На бабушкин зов с топотом бежит Вакса, издавая по пути фырканье. Я тоже, вытянув из-под Викиной туши руки, встаю. Руки, а особенно пальцы сильно печет — это означает, что Вика в общем-то здорова, хотя… ну да, бабушка попользовала её. Дар очистил Вику, и стафилококк, и что-то по-женски, что мучило её, ушло. Я вижу, словно в красной дымке — маленький, светящийся серебром комочек — ребёнок, девочка. Я знаю — в семь лет девочка сломает ключицу, а в двадцать уедет от сильно располневшей мамы очень далеко, куда-то под более синее небо. Под таким жарко даже в тени…
И вдруг… становится холодно… очень холодно, дыхание вырывается паром — откуда-то снизу доносится хриплый смешок и кто-то хватает меня за руку — твердые холодные пальцы сжимают мое запястье. Я дергаюсь назад, инстинктивно пытаясь вырваться — безуспешно. Я оборачиваюсь — на меня в упор, не мигая, смотрят нечеловеческие, абсолютно светлые глаза. «Когда бы туман или северный ветер имели глаза, они смотрели бы точно так же», — думаю я. Из абсолютной пустоты радужки двумя дулами винтовок в меня целятся зрачки, пригвождая к стене мою обмирающую от страха душу.
Глаза пялятся с абсолютно апатичного и безразличного Викиного лица, чуть подведенные пятирублевой польской тушью и тайваньскими голубыми тенями, жёлтые пятна мерцают болезненными бликами.

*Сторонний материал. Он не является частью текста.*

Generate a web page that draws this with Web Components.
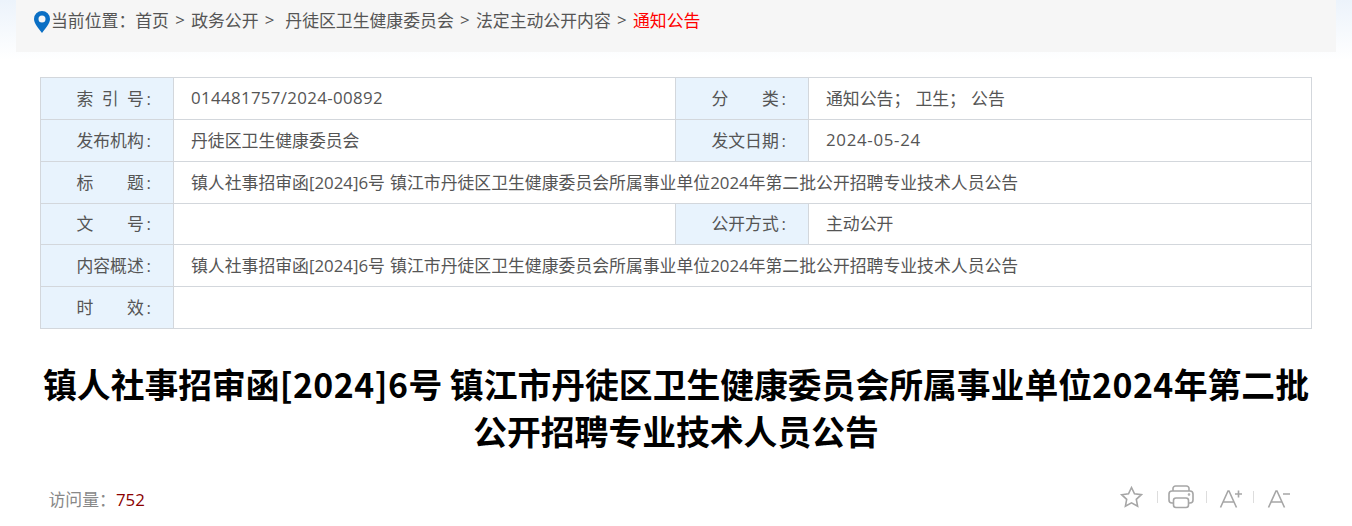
<!DOCTYPE html>
<html lang="zh">
<head>
<meta charset="utf-8">
<title>通知公告</title>
<style>
  html, body { margin: 0; height: 526px; overflow: hidden; background: #fff; }
  body { font-family: "Open Sans", "Noto Sans CJK SC", sans-serif; color: #555; }
</style>
</head>
<body>
<detail-page>
  <crumb-bar>
    <span>首页</span><i>&gt;</i><span>政务公开</span><i>&gt;</i><span class="wide">丹徒区卫生健康委员会</span><i>&gt;</i><span>法定主动公开内容</span><i>&gt;</i><span style="color:#f00">通知公告</span>
  </crumb-bar>
  <meta-table>
    <meta-label>索&ensp;引&ensp;号&#8201;:</meta-label><meta-value><span style="letter-spacing:.35px">014481757/2024-00892</span></meta-value>
    <meta-label>分　　类&#8201;:</meta-label><meta-value>通知公告； 卫生； 公告</meta-value>
    <meta-label>发布机构&#8201;:</meta-label><meta-value>丹徒区卫生健康委员会</meta-value>
    <meta-label>发文日期&#8201;:</meta-label><meta-value><span style="letter-spacing:.7px">2024-05-24</span></meta-value>
    <meta-label>标　　题&#8201;:</meta-label><meta-value wide>镇人社事招审函[2024]6号 镇江市丹徒区卫生健康委员会所属事业单位2024年第二批公开招聘专业技术人员公告</meta-value>
    <meta-label>文　　号&#8201;:</meta-label><meta-value></meta-value>
    <meta-label>公开方式&#8201;:</meta-label><meta-value>主动公开</meta-value>
    <meta-label>内容概述&#8201;:</meta-label><meta-value wide>镇人社事招审函[2024]6号 镇江市丹徒区卫生健康委员会所属事业单位2024年第二批公开招聘专业技术人员公告</meta-value>
    <meta-label>时　　效&#8201;:</meta-label><meta-value wide></meta-value>
  </meta-table>
  <article-title>镇人社事招审函<span>[2024]6</span>号 镇江市丹徒区卫生健康委员会所属事业单位<span>2024</span>年第二批<br>公开招聘专业技术人员公告</article-title>
  <tool-bar count="752"></tool-bar>
</detail-page>

<script>
class DetailPage extends HTMLElement {
    constructor() {
        super();
        this.attachShadow({mode: "open"});
        this.shadowRoot.innerHTML = `
            <style>
                :host {
                    display: block;
                    height: 526px;
                    background: linear-gradient(180deg, #ecf3fb 0, #fff 60px) no-repeat 0 0 / 100% 60px;
                }
            </style>
            <slot></slot>
        `;
    }
}

class CrumbBar extends HTMLElement {
    constructor() {
        super();
        this.attachShadow({mode: "open"});
        this.shadowRoot.innerHTML = `
            <style>
                :host {
                    display: flex;
                    align-items: center;
                    height: 52px;
                    margin: 0 16px;
                    padding: 0 0 14px 18px;
                    box-sizing: border-box;
                    background: #f6f6f6;
                    font-size: 16.85px;
                    color: #555;
                    white-space: nowrap;
                }
                svg { flex: none; margin-right: 1px; margin-top: 6px; }
                ::slotted(i) { font-style: normal; margin: 0 6.300px; }
                ::slotted(.wide) { margin-left: 4.500px; }
            </style>
            <svg width="16" height="22" viewBox="0 0 16 22">
                <path fill="#0b6fc4" fill-rule="evenodd" d="M8 0a8 8 0 0 1 8 8c0 4.6-4.6 9.600-8 14C4.600 17.600 0 12.600 0 8a8 8 0 0 1 8-8zm0 4.500a3.500 3.500 0 1 0 0 7 3.500 3.500 0 0 0 0-7z"/>
            </svg>
            <span>当前位置：</span>
            <slot></slot>
        `;
    }
}

class MetaTable extends HTMLElement {
    constructor() {
        super();
        this.attachShadow({mode: "open"});
        this.shadowRoot.innerHTML = `
            <style>
                :host {
                    display: grid;
                    grid-template-columns: 133px 502px 133px 1fr;
                    grid-template-rows: 42px 42px 42px 41px 42px 42px;
                    margin: 25px 40px 0;
                    border-top: 1px solid #d3d7dc;
                    border-left: 1px solid #d3d7dc;
                    font-size: 16.85px;
                    word-spacing: .8px;
                    color: #555;
                }
                ::slotted(*) { min-width: 0; }
            </style>
            <slot></slot>
        `;
    }
}

class MetaLabel extends HTMLElement {
    constructor() {
        super();
        this.attachShadow({mode: "open"});
        this.shadowRoot.innerHTML = `
            <style>
                :host {
                    display: flex;
                    align-items: center;
                    justify-content: flex-end;
                    padding: 0 22px 3px 0;
                    background: #e8f3fd;
                    border-right: 1px solid #d3d7dc;
                    border-bottom: 1px solid #d3d7dc;
                    white-space: nowrap;
                }
            </style>
            <slot></slot>
        `;
    }
}

class MetaValue extends HTMLElement {
    constructor() {
        super();
        this.attachShadow({mode: "open"});
        this.shadowRoot.innerHTML = `
            <style>
                :host {
                    display: flex;
                    align-items: center;
                    padding: 0 0 3px 17px;
                    border-right: 1px solid #d3d7dc;
                    border-bottom: 1px solid #d3d7dc;
                    white-space: nowrap;
                }
                :host([wide]) { grid-column: span 3; }
            </style>
            <slot></slot>
        `;
    }
}

class ArticleTitle extends HTMLElement {
    constructor() {
        super();
        this.attachShadow({mode: "open"});
        this.shadowRoot.innerHTML = `
            <style>
                :host {
                    display: block;
                    margin: 31px 30px 0;
                    font-family: "Noto Sans CJK SC", sans-serif;
                    font-size: 33.8px;
                    line-height: 47px;
                    font-weight: 700;
                    color: #000;
                    text-align: center;
                }
                ::slotted(span) { letter-spacing: .5px; }
            </style>
            <slot></slot>
        `;
    }
}

class ToolBar extends HTMLElement {
    constructor() {
        super();
        this.attachShadow({mode: "open"});
        this.shadowRoot.innerHTML = `
            <style>
                :host {
                    display: flex;
                    align-items: center;
                    justify-content: space-between;
                    margin: 32px 40px 0 48.500px;
                    height: 24px;
                    font-size: 16.85px;
                    color: #888;
                }
                .visits { margin-top: 0; }
                b { font-weight: 400; color: #8b0000; }
                .tools { display: flex; align-items: center; margin-right: 21px; margin-top: -2px; }
                .tools svg { display: block; fill: none; stroke: #a6a6a6; stroke-width: 1.600; }
                .sep { width: 1px; height: 12px; background: #ddd; }
            </style>
            <div class="visits">访问量：<b id="count"></b></div>
            <div class="tools">
                <svg width="24" height="24" viewBox="0 0 24 24"><path d="M12.500 2.500l3 6.300 6.800.9-5 4.700 1.300 6.800-6.100-3.400-6.100 3.400 1.300-6.800-5-4.700 6.800-.9z"/></svg>
                <span class="sep" style="margin:0 10px 0 14px"></span>
                <svg width="26" height="24" viewBox="0 0 26 24"><path d="M5 6V3.500A2.500 2.500 0 0 1 7.500 1h11A2.500 2.500 0 0 1 21 3.500V6M5 18H4a3 3 0 0 1-3-3V9a3 3 0 0 1 3-3h18a3 3 0 0 1 3 3v6a3 3 0 0 1-3 3h-1"/><rect x="5.500" y="13" width="15" height="9.500" rx="2.500"/><circle cx="21" cy="9.500" r=".5"/></svg>
                <span class="sep" style="margin:0 12px"></span>
                <svg width="24" height="24" viewBox="0 0 24 24"><path d="M1.500 22.500L9 6h1l7.500 16.500M4.500 17h10M16 9h7M19.500 5.500v7"/></svg>
                <span class="sep" style="margin:0 13px 0 10px"></span>
                <svg width="24" height="24" viewBox="0 0 24 24"><path d="M1.500 22.500L9 6h1l7.500 16.500M4.500 17h10M16 9h7"/></svg>
            </div>
        `;
    }

    connectedCallback() {
        this.shadowRoot.querySelector("#count").textContent = this.getAttribute("count");
    }
}

customElements.define("detail-page", DetailPage);
customElements.define("crumb-bar", CrumbBar);
customElements.define("meta-table", MetaTable);
customElements.define("meta-label", MetaLabel);
customElements.define("meta-value", MetaValue);
customElements.define("article-title", ArticleTitle);
customElements.define("tool-bar", ToolBar);
</script>
</body>
</html>
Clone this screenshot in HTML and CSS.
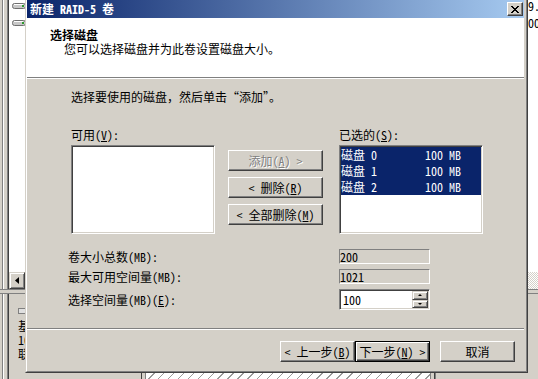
FILE: index.html
```html
<!DOCTYPE html>
<html lang="zh-CN">
<head>
<meta charset="utf-8">
<title>新建 RAID-5 卷</title>
<link rel="stylesheet" href="styles.css">
</head>
<body>
<div class="desk">
  <div class="bg-top">
    <div class="frame-left"></div>
    <div class="list">
      <div class="list-rows">
        <div class="row">
          <svg class="drive" viewBox="0 0 14 6" width="14" height="6"><rect x="0.5" y="0.5" width="13" height="5" rx="2" fill="#c8c8c8" stroke="#707070"/><rect x="2" y="1" width="9" height="1" fill="#fff"/><rect x="10" y="2" width="2" height="2" fill="#2e9a2e"/></svg>
          <span class="cell c1">9.76 GB</span>
        </div>
        <div class="row">
          <svg class="drive" viewBox="0 0 14 6" width="14" height="6"><rect x="0.5" y="0.5" width="13" height="5" rx="2" fill="#c8c8c8" stroke="#707070"/><rect x="2" y="1" width="9" height="1" fill="#fff"/><rect x="10" y="2" width="2" height="2" fill="#2e9a2e"/></svg>
          <span class="cell c2">100 %</span>
        </div>
      </div>
      <div class="hscroll">
        <div class="sb-btn"><svg width="4" height="7" viewBox="0 0 4 7"><path d="M4 0V7L0 3.5Z" fill="#000"/></svg></div>
        <div class="sb-track"></div>
      </div>
    </div>
  </div>
  <div class="splitter"></div>
  <div class="bg-bottom">
    <div class="frame-left"></div>
    <div class="disks">
      <div class="disk">
        <div class="disk-label">
          <svg class="disk-icon" viewBox="0 0 8 6" width="8" height="6"><rect x="0.5" y="0.5" width="7" height="5" fill="#e0e0e0" stroke="#808080"/></svg>
          <div class="dl-line">基本</div>
          <div class="dl-line">10.00 GB</div>
          <div class="dl-line">联机</div>
        </div>
        <div class="part hatch"></div>
        <div class="part rest"></div>
      </div>
    </div>
  </div>
</div>

<div class="dialog">
  <div class="dialog-inner">
    <div class="titlebar">
      <span class="title">新建 RAID-5 卷</span>
      <div class="close"><svg width="8" height="7" viewBox="0 0 8 7" shape-rendering="crispEdges"><path d="M0 0h2v1H0zM6 0h2v1H6zM1 1h2v1H1zM5 1h2v1H5zM2 2h4v1H2zM3 3h2v1H3zM2 4h4v1H2zM1 5h2v1H1zM5 5h2v1H5zM0 6h2v1H0zM6 6h2v1H6z" fill="#000"/></svg></div>
    </div>
    <div class="header">
      <div class="h-title">选择磁盘</div>
      <div class="h-sub">您可以选择磁盘并为此卷设置磁盘大小。</div>
    </div>
    <div class="sep"></div>
    <div class="body">
      <div class="instr">选择要使用的磁盘，然后单击“添加”。</div>
      <div class="pick">
        <div class="col-list">
          <div class="lbl">可用(<u>V</u>):</div>
          <div class="listbox"></div>
        </div>
        <div class="col-btns">
          <div class="btn mid disabled">添加(<u>A</u>) &gt;</div>
          <div class="btn mid">&lt; 删除(<u>R</u>)</div>
          <div class="btn mid">&lt; 全部删除(<u>M</u>)</div>
        </div>
        <div class="col-list sel">
          <div class="lbl">已选的(<u>S</u>):</div>
          <div class="listbox">
            <div class="item"><span>磁盘 0</span><span>100 MB</span></div>
            <div class="item"><span>磁盘 1</span><span>100 MB</span></div>
            <div class="item"><span>磁盘 2</span><span>100 MB</span></div>
          </div>
        </div>
      </div>
      <div class="sizes">
        <div class="slbl">卷大小总数(MB):</div>
        <div class="ro">200</div>
        <div class="slbl">最大可用空间量(MB):</div>
        <div class="ro">1021</div>
        <div class="slbl">选择空间量(MB)(<u>E</u>):</div>
        <div class="spin">
          <span class="spin-val">100</span>
          <div class="spin-btns">
            <div class="sbtn"><span class="tri up"></span></div>
            <div class="sbtn"><span class="tri down"></span></div>
          </div>
        </div>
      </div>
    </div>
    <div class="sep"></div>
    <div class="footer">
      <div class="btn wiz">&lt; 上一步(<u>B</u>)</div>
      <div class="btn wiz default">下一步(<u>N</u>) &gt;</div>
      <div class="btn wiz cancel">取消</div>
    </div>
  </div>
</div>
</body>
</html>
```

FILE: styles.css
```css
* { box-sizing: border-box; }
html, body { margin: 0; padding: 0; }
body {
  width: 538px;
  height: 379px;
  overflow: hidden;
  position: relative;
  background: #D4D0C8;
  font-family: "Noto Sans Mono CJK SC", "Noto Sans CJK SC", "Liberation Mono", monospace;
  font-size: 12px;
  line-height: 12px;
  color: #000;
}
u { text-decoration: underline; text-underline-offset: 1px; }

/* ---------- background window ---------- */
.desk { width: 538px; height: 379px; display: flex; flex-direction: column; }
.bg-top { height: 290px; display: flex; border-bottom: 1px solid #808080; flex: none; }
.frame-left {
  width: 9px; flex: none;
  background: linear-gradient(to right, #D4D0C8 0 2px, #808080 2px 3px, #fff 3px 4px, #D4D0C8 4px 7px, #808080 7px 8px, #404040 8px 9px);
}
.list { flex: 1; min-width: 0; display: flex; flex-direction: column; background: #fff; }
.list-rows { flex: 1; overflow: hidden; }
.row { display: flex; align-items: flex-start; height: 17px; white-space: nowrap; }
.drive { flex: none; margin: 3px 0 0 3px; }
.cell { flex: none; line-height: 12px; margin-top: 0; }
.c1 { margin-left: 502px; }
.c2 { margin-left: 496px; }
.hscroll { height: 17px; display: flex; flex: none; }
.sb-btn {
  width: 16px; height: 17px; flex: none;
  display: flex; align-items: center; justify-content: center;
  background: #D4D0C8;
  border: 1px solid; border-color: #D4D0C8 #404040 #404040 #D4D0C8;
  box-shadow: inset 1px 1px #fff, inset -1px -1px #808080;
}
.sb-track {
  flex: 1;
  background: conic-gradient(#D4D0C8 0 25%, #fff 0 50%, #D4D0C8 0 75%, #fff 0) 0 0 / 2px 2px;
}
.splitter { height: 3px; flex: none; }
.bg-bottom { flex: 1; display: flex; border-top: 1px solid #808080; min-height: 0; }
.disks { flex: 1; padding-top: 3px; overflow: hidden; }
.disk { display: flex; height: 110px; }
.disk-label { width: 132px; flex: none; padding: 11px 0 0 9px; }
.disk-icon { display: block; margin-bottom: 5px; }
.dl-line { line-height: 14px; white-space: nowrap; }
.part { height: 100%; }
.hatch {
  width: 294px; flex: none;
  border-left: 1px solid #404040; border-right: 1px solid #404040;
  box-shadow: inset 3px 0 #D4D0C8, inset -3px 0 #D4D0C8, inset 4px 0 #808080, inset -4px 0 #808080;
  background: repeating-linear-gradient(135deg, #fff 0 6px, #9a9a9a 6px 7px);
}
.rest { flex: 1; border-left: 1px solid #808080; }

/* ---------- dialog ---------- */
.dialog {
  position: absolute; left: 25px; top: 0;
  width: 503px; height: 373px;
  background: #D4D0C8;
  border-left: 1px solid #D4D0C8;
  border-right: 1px solid #404040;
  border-bottom: 1px solid #404040;
}
.dialog-inner {
  height: 100%;
  display: flex; flex-direction: column;
  border-left: 1px solid #fff;
  border-right: 1px solid #808080;
  border-bottom: 1px solid #808080;
  padding: 0 2px 2px 0;
}
.titlebar {
  height: 18px; flex: none;
  display: flex; align-items: center; justify-content: space-between;
  background: linear-gradient(to right, #0A246A, #A6CAF0);
  padding: 0 1px 0 3px;
}
.title { color: #fff; font-weight: bold; line-height: 18px; white-space: nowrap; }
.close {
  width: 16px; height: 14px;
  display: flex; align-items: center; justify-content: center;
  background: #D4D0C8;
  border: 1px solid; border-color: #fff #404040 #404040 #fff;
  box-shadow: inset -1px -1px #808080;
}
.header { height: 59px; flex: none; background: #fff; padding-top: 11px; }
.h-title { font-weight: bold; padding-left: 23px; line-height: 12px; }
.h-sub { padding-left: 37px; margin-top: 2px; line-height: 12px; }
.sep { height: 2px; flex: none; border-top: 1px solid #808080; border-bottom: 1px solid #fff; }

.body { flex: 1; padding: 12px 0 0 44px; display: flex; flex-direction: column; }
.instr { line-height: 12px; }
.pick { display: flex; margin-top: 26px; align-items: flex-start; }
.col-list { width: 144px; flex: none; display: flex; flex-direction: column; }
.col-list.sel { margin-left: 16px; }
.lbl { line-height: 12px; margin-bottom: 4px; white-space: nowrap; }
.listbox {
  height: 89px;
  background: #fff;
  border: 1px solid; border-color: #808080 #fff #fff #808080;
  padding: 1px;
  box-shadow: inset 1px 1px #404040, inset -1px -1px #D4D0C8;
}
.item {
  display: grid; grid-template-columns: 84px 1fr;
  height: 16px; line-height: 16px;
  background: #0A246A; color: #fff; white-space: nowrap;
}
.col-btns { width: 95px; flex: none; margin-left: 13px; padding-top: 21px; display: flex; flex-direction: column; gap: 6px; }

.btn {
  height: 21px;
  display: flex; align-items: center; justify-content: center;
  white-space: nowrap;
  background: #D4D0C8;
  border: 1px solid; border-color: #fff #404040 #404040 #fff;
  box-shadow: inset -1px -1px #808080;
  line-height: 12px;
}
.btn.mid { width: 95px; }
.btn.disabled { color: #808080; text-shadow: 1px 1px 0 #fff; }

.sizes {
  display: grid;
  grid-template-columns: 271px 91px;
  grid-template-rows: 15px 15px 21px;
  row-gap: 5px;
  margin: 15px 0 0 -3px;
  align-items: center;
}
.slbl { white-space: nowrap; line-height: 12px; }
.ro {
  height: 15px;
  border: 1px solid; border-color: #808080 #fff #fff #808080;
  padding-left: 0;
  line-height: 13px;
}
.spin {
  height: 21px;
  display: flex;
  background: #fff;
  border: 1px solid; border-color: #808080 #fff #fff #808080;
  padding: 1px;
  box-shadow: inset 1px 1px #404040, inset -1px -1px #D4D0C8;
}
.spin-val { flex: 1; padding-left: 2px; line-height: 17px; }
.spin-btns { width: 16px; display: flex; flex-direction: column; }
.sbtn {
  flex: 1;
  display: flex; align-items: center; justify-content: center;
  background: #D4D0C8;
  border: 1px solid; border-color: #D4D0C8 #404040 #404040 #D4D0C8;
  box-shadow: inset 1px 1px #fff, inset -1px -1px #808080;
}
.tri { width: 0; height: 0; border-left: 2px solid transparent; border-right: 2px solid transparent; }
.tri.up { border-bottom: 2px solid #000; }
.tri.down { border-top: 2px solid #000; }

.footer { height: 39px; flex: none; display: flex; justify-content: flex-end; align-items: flex-start; padding: 11px 9px 0 0; }
.btn.wiz { width: 75px; }
.btn.default {
  border: 1px solid #000;
  box-shadow: inset 1px 1px #fff, inset -1px -1px #404040, inset -2px -2px #808080;
}
.btn.cancel { margin-left: 10px; }
```
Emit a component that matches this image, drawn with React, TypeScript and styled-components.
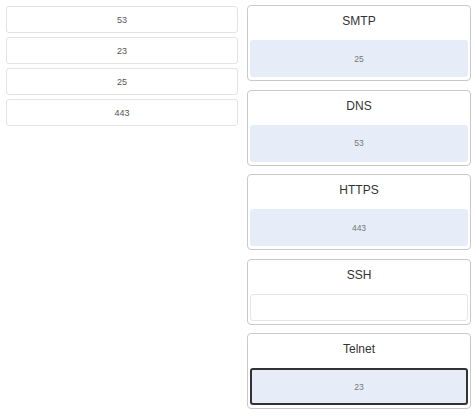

Голос, — не визгливый Викин, а холодный и шершавый, как бетонная стенка, говорит:
— Птичка в клетке! Ха-ха-ха! Попался!
Я делаю еще одну попытку вырваться, начинается возня, сопровождаемая хихиканьем мерзкого голоса.
Размазанный беременностью Викин ротик говорит покровительственным тоном:
— Не пугайся, не стоит, право. Хочешь, я покатаю тебя на коне?
— Он у меня необычный… — в голосе проскальзывает некая трещинка. — Может, он и вовсе не конь, но тебе должно понравиться.
— Вот как? — наконец-то разлепляю я губы.
— Всем детям нравится, — безапелляционно заявляет Викин рот чужим голосом. — Что скажешь?
В голове у меня ни одной мысли, в ушах свистит разогнанная трепыхающимся сердцем кровь. Я не говорю ничего. В печке трещит уголь, пуская синие и зеленые искры — «колдовской огонь», это означает — в доме злой дух. Внезапно я вспоминаю… Бабушка наливает воду в страхопудную старую черную керамическую миску, треснутые бока которой стянуты почти такой же черной проволокой. И, дав воде успокоиться, накрывает платком, тоже черным.